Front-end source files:
◆ ◆ ◆ ◆

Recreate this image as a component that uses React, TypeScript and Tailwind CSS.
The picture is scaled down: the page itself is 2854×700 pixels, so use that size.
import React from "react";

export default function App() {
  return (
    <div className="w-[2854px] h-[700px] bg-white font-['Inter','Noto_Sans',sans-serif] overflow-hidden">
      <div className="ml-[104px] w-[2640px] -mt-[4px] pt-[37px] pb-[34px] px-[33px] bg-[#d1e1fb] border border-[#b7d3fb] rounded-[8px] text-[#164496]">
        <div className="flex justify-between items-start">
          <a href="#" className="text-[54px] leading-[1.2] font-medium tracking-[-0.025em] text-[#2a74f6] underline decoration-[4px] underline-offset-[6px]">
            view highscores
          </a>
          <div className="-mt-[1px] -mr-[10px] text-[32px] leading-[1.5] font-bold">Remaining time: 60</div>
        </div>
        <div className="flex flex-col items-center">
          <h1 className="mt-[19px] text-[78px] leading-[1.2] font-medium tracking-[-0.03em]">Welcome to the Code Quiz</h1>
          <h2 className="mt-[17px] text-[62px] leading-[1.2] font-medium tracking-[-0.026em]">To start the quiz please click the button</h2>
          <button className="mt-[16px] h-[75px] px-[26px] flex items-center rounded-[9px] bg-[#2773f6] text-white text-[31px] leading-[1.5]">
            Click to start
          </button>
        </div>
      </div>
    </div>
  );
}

◆ ◆ ◆ ◆

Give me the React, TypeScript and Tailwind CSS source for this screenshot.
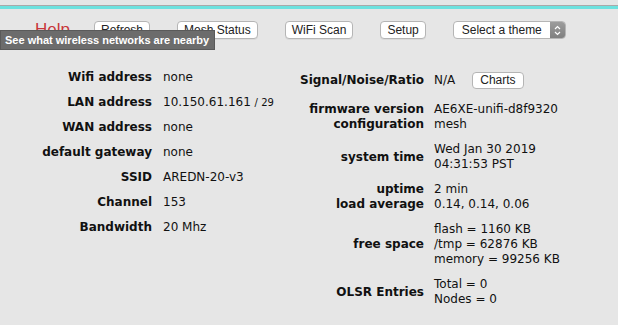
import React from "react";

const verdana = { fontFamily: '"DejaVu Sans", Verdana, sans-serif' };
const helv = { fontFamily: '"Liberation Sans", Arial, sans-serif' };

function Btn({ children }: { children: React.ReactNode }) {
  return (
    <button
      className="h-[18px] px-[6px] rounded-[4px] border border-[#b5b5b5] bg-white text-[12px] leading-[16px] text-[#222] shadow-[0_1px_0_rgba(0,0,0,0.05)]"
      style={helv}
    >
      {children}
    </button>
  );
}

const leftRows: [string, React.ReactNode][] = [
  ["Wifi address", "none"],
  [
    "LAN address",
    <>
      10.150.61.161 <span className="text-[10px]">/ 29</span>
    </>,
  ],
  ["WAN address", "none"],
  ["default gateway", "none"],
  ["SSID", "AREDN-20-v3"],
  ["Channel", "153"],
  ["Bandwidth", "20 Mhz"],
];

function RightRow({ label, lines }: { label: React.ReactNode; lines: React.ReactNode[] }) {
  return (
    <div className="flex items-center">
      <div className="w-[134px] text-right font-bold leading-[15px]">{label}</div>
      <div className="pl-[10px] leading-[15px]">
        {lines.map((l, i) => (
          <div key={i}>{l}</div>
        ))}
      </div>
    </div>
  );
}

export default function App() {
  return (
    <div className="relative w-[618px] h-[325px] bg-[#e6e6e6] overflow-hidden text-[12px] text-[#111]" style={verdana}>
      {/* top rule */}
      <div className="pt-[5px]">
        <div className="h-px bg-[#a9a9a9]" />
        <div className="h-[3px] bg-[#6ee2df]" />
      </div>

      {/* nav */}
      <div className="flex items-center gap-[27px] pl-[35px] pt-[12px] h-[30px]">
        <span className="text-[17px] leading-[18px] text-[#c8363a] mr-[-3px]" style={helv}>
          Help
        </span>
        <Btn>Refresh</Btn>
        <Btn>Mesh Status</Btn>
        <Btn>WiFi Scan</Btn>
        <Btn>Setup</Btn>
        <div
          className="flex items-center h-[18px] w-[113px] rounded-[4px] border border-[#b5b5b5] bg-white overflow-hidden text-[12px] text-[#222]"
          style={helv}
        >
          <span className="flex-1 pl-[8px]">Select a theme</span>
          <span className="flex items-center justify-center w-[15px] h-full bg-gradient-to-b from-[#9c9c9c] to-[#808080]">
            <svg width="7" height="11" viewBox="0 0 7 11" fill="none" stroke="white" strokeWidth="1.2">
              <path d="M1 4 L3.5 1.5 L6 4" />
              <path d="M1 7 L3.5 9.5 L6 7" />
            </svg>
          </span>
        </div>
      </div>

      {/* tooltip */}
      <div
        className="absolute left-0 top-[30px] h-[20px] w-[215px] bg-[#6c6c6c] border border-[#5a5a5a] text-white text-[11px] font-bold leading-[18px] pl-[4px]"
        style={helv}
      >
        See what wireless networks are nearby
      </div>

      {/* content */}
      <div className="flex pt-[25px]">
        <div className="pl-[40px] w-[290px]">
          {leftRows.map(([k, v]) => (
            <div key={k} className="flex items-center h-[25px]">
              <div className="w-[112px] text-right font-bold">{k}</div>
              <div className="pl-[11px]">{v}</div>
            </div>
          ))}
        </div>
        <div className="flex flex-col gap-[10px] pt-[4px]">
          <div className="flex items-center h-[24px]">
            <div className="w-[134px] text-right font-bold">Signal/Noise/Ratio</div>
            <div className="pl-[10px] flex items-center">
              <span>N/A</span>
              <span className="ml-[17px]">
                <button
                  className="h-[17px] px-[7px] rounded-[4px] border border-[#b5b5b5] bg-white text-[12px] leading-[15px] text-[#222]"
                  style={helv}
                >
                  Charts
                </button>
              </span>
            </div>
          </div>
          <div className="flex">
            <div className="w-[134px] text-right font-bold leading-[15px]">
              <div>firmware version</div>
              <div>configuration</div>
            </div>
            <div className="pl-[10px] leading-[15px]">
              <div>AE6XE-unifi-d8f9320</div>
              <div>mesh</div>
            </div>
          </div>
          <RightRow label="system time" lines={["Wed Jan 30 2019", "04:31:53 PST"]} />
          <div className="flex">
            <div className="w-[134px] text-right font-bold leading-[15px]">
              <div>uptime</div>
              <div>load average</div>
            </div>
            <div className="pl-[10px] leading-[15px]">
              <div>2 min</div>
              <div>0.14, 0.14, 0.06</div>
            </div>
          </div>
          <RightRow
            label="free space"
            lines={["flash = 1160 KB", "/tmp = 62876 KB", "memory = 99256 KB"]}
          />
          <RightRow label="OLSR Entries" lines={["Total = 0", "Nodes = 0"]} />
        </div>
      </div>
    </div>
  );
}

◆ ◆ ◆ ◆

_Your objective_. Among the records above, find each line holding the string "that" and pull it out.

_Answer for this exercise_.
Recreate this image as a component that uses React, TypeScript and Tailwind CSS.
The picture is scaled down: the page itself is 2854×700 pixels, so use that size.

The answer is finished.